== Source material ==

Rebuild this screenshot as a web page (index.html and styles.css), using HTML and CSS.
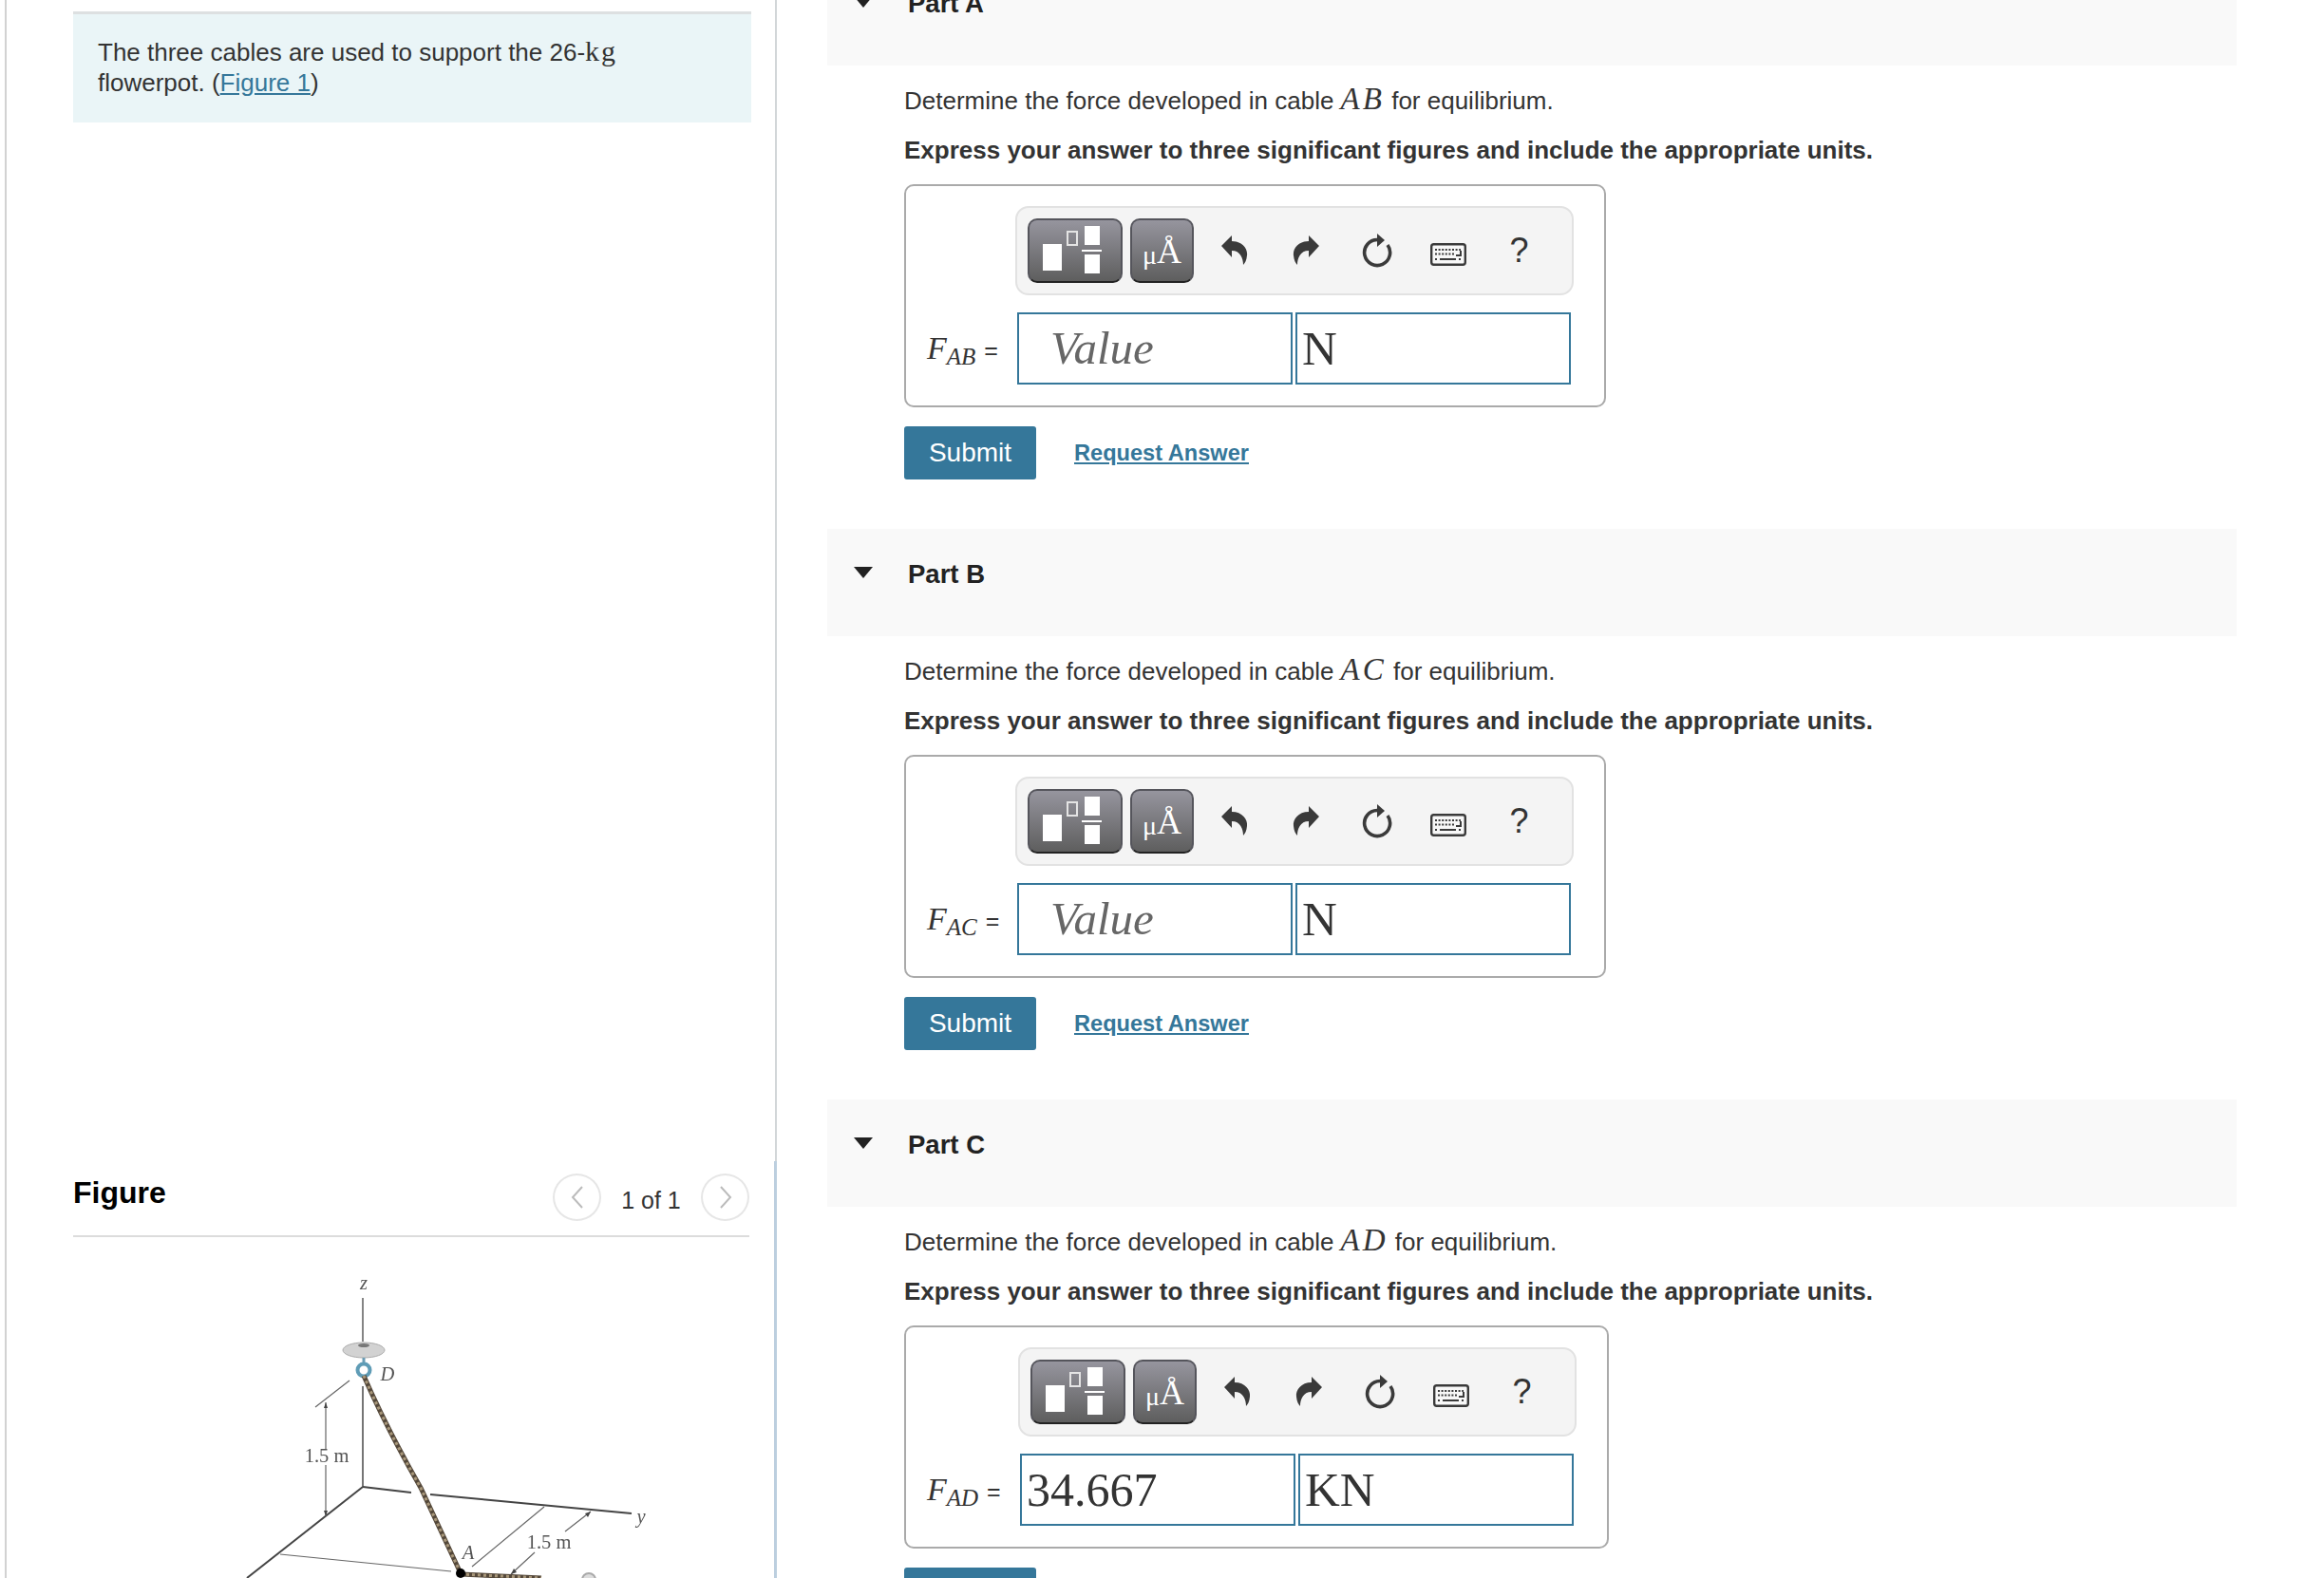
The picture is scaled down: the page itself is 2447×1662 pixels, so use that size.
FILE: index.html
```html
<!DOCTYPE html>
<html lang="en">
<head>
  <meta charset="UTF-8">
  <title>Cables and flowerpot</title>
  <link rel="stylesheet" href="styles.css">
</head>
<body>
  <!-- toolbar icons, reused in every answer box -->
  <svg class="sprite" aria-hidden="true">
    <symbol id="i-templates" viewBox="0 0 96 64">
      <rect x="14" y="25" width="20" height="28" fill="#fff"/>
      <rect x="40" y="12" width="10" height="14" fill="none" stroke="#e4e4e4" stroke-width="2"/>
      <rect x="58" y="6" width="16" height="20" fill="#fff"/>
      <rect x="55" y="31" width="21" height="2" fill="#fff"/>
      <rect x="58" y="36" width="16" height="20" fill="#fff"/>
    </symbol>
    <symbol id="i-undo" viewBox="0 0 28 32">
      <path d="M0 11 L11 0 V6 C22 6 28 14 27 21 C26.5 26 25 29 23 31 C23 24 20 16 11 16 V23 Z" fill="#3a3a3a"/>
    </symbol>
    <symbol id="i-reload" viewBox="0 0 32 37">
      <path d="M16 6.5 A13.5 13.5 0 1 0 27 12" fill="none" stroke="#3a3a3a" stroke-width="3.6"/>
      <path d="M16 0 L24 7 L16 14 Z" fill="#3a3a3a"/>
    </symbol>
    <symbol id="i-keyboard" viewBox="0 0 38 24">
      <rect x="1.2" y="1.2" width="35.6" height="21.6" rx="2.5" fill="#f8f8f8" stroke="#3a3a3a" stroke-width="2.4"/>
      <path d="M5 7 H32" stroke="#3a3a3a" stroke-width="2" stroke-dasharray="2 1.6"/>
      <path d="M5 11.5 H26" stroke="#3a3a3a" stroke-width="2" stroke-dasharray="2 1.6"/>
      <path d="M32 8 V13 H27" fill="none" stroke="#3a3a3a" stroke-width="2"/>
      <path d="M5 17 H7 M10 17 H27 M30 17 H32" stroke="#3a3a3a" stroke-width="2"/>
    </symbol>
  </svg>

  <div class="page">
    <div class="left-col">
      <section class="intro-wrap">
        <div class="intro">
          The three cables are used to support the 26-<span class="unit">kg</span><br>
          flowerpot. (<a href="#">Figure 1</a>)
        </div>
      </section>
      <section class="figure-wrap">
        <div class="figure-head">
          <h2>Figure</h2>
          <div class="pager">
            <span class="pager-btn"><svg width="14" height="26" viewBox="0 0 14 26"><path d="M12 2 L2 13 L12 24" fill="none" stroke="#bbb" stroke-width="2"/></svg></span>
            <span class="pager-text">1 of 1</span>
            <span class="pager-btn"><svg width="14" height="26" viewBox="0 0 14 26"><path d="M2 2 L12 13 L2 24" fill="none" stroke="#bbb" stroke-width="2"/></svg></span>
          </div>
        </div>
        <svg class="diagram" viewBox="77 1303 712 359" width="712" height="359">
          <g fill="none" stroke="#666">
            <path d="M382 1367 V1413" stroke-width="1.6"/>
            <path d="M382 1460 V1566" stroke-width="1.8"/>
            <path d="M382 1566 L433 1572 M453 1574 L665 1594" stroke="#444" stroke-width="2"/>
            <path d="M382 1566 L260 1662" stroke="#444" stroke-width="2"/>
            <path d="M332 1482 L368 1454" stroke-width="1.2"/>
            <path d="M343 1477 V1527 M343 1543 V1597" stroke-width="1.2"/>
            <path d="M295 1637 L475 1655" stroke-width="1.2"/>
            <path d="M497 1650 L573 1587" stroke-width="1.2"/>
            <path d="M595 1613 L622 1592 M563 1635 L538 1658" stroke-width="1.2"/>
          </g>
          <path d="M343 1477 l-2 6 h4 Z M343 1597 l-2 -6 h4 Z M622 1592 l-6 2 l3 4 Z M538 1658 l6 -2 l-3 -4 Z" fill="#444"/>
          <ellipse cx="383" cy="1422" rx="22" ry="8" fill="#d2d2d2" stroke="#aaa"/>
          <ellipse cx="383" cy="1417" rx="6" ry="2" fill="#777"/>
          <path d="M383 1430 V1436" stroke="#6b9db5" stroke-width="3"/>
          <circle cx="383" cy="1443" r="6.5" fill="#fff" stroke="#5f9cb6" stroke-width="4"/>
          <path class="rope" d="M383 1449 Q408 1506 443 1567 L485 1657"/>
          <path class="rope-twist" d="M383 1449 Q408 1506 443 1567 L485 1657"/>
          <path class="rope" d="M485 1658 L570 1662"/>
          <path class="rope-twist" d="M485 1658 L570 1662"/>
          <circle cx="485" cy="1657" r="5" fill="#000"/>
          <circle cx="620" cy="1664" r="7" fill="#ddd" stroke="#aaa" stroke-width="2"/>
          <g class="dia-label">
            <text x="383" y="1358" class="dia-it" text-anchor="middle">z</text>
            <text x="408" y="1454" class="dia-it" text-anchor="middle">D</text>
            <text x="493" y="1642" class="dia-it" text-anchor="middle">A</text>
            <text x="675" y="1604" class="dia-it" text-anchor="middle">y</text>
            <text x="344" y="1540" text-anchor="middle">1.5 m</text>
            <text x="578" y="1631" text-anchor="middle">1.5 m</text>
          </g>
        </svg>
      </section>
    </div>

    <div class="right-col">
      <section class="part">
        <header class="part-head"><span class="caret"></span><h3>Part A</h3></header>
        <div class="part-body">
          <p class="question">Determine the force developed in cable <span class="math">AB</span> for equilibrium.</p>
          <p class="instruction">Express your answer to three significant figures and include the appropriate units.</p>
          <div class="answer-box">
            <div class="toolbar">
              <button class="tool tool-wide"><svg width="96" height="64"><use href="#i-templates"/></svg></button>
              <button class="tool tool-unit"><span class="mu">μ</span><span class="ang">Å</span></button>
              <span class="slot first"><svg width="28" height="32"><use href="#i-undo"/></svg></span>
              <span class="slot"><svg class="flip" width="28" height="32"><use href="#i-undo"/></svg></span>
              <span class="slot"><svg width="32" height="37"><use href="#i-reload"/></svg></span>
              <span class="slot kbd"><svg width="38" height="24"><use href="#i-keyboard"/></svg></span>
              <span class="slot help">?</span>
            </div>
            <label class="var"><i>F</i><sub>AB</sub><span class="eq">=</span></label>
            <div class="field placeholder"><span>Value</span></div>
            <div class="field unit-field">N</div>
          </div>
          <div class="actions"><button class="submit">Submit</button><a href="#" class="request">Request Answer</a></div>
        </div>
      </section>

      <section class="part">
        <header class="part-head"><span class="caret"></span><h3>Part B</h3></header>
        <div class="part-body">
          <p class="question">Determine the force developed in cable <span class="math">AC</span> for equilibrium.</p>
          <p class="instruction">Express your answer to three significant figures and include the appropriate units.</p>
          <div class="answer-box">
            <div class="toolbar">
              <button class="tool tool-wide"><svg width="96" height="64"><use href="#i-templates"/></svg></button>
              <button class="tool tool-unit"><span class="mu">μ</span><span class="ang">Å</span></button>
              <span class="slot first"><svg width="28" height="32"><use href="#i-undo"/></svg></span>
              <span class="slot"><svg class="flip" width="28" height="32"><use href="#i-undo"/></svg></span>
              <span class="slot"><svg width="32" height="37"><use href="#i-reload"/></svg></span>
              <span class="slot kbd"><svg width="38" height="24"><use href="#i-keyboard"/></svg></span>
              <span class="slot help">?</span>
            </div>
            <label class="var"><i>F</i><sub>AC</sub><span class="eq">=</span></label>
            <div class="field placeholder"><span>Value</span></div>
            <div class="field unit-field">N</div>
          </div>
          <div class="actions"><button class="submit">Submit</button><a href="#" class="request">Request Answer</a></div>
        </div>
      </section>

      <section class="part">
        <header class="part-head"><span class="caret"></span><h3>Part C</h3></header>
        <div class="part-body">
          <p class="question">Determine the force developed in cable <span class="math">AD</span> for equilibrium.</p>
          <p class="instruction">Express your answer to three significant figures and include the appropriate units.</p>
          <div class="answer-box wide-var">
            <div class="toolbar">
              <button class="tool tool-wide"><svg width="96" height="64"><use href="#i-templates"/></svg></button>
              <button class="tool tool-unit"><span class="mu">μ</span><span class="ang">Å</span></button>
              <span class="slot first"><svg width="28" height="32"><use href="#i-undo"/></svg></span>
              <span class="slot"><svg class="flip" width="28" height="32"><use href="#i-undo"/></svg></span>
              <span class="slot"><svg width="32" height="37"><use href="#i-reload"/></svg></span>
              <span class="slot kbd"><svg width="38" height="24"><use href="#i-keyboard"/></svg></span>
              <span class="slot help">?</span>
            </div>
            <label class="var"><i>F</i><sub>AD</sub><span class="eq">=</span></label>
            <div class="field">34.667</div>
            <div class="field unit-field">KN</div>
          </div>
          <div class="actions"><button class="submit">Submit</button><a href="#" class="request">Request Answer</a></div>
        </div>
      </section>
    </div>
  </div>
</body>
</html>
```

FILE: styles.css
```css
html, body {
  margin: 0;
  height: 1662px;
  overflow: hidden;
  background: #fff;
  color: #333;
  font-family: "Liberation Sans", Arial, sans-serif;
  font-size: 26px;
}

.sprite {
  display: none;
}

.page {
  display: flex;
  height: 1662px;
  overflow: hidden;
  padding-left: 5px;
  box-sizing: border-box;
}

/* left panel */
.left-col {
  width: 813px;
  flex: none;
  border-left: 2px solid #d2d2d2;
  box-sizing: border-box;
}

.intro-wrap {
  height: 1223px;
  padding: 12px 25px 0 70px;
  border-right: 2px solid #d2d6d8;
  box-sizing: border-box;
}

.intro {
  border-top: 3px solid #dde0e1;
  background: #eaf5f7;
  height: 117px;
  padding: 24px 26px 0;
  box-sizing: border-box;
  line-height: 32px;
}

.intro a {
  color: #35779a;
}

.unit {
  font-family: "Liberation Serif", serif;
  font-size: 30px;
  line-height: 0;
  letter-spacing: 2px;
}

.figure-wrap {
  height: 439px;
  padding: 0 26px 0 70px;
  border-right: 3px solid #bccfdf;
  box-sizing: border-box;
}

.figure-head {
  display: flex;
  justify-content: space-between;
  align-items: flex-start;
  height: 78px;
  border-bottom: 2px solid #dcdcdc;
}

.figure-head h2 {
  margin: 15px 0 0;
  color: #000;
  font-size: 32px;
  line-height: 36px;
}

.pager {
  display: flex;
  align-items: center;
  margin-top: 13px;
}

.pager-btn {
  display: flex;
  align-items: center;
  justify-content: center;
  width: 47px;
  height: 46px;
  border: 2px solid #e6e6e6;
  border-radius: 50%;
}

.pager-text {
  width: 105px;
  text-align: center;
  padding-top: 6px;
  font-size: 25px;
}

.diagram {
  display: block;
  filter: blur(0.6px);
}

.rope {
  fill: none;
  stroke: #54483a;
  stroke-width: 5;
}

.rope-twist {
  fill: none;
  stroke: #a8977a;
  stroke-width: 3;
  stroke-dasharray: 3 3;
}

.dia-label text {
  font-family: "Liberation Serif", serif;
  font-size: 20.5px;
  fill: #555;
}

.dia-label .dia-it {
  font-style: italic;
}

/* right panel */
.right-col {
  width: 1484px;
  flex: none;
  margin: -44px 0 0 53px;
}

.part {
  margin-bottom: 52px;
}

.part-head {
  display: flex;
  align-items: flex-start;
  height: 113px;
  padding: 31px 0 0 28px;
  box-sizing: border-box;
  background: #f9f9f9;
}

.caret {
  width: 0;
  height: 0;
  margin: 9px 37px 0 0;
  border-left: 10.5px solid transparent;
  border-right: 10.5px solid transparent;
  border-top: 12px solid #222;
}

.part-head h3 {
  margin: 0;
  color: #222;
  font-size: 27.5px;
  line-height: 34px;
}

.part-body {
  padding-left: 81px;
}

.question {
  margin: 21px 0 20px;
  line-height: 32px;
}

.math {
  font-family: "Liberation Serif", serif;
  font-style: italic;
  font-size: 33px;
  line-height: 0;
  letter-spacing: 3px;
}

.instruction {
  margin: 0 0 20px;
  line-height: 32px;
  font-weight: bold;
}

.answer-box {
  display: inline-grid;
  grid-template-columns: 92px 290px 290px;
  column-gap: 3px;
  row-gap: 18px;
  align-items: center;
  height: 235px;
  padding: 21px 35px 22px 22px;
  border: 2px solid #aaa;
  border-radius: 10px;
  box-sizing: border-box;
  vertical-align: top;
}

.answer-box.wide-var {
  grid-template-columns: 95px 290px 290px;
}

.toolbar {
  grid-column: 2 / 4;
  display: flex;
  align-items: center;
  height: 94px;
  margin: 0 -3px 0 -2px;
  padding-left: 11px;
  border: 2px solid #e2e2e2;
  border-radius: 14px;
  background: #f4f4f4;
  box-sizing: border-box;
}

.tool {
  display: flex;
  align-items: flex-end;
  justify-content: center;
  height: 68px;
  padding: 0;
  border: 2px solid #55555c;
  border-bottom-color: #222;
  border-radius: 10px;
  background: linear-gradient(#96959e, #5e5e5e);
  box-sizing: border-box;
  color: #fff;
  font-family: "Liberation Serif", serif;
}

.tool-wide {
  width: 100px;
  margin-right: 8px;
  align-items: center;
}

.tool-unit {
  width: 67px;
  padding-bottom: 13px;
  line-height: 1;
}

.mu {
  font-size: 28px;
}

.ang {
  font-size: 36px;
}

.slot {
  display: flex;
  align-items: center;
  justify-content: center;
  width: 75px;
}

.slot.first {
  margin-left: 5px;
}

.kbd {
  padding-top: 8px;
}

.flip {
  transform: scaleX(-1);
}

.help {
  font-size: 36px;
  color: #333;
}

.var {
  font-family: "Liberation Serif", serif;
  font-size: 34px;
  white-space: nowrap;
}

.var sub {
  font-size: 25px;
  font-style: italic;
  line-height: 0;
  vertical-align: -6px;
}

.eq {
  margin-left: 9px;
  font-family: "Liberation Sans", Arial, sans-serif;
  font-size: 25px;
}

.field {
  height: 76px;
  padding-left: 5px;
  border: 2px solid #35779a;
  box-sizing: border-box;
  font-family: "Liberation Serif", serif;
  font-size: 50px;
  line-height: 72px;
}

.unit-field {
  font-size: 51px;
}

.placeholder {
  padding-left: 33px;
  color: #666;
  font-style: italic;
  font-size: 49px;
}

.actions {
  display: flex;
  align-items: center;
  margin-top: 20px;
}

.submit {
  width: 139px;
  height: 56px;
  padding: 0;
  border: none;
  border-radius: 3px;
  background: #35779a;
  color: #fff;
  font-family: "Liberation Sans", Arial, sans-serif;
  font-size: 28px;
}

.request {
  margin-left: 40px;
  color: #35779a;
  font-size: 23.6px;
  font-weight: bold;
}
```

===

• _Task requirements_
Scan the material above for the word "styles". Copy each line where it occurs.

• _Response to the task_
Rebuild this screenshot as a web page (index.html and styles.css), using HTML and CSS.
  <link rel="stylesheet" href="styles.css">
FILE: styles.css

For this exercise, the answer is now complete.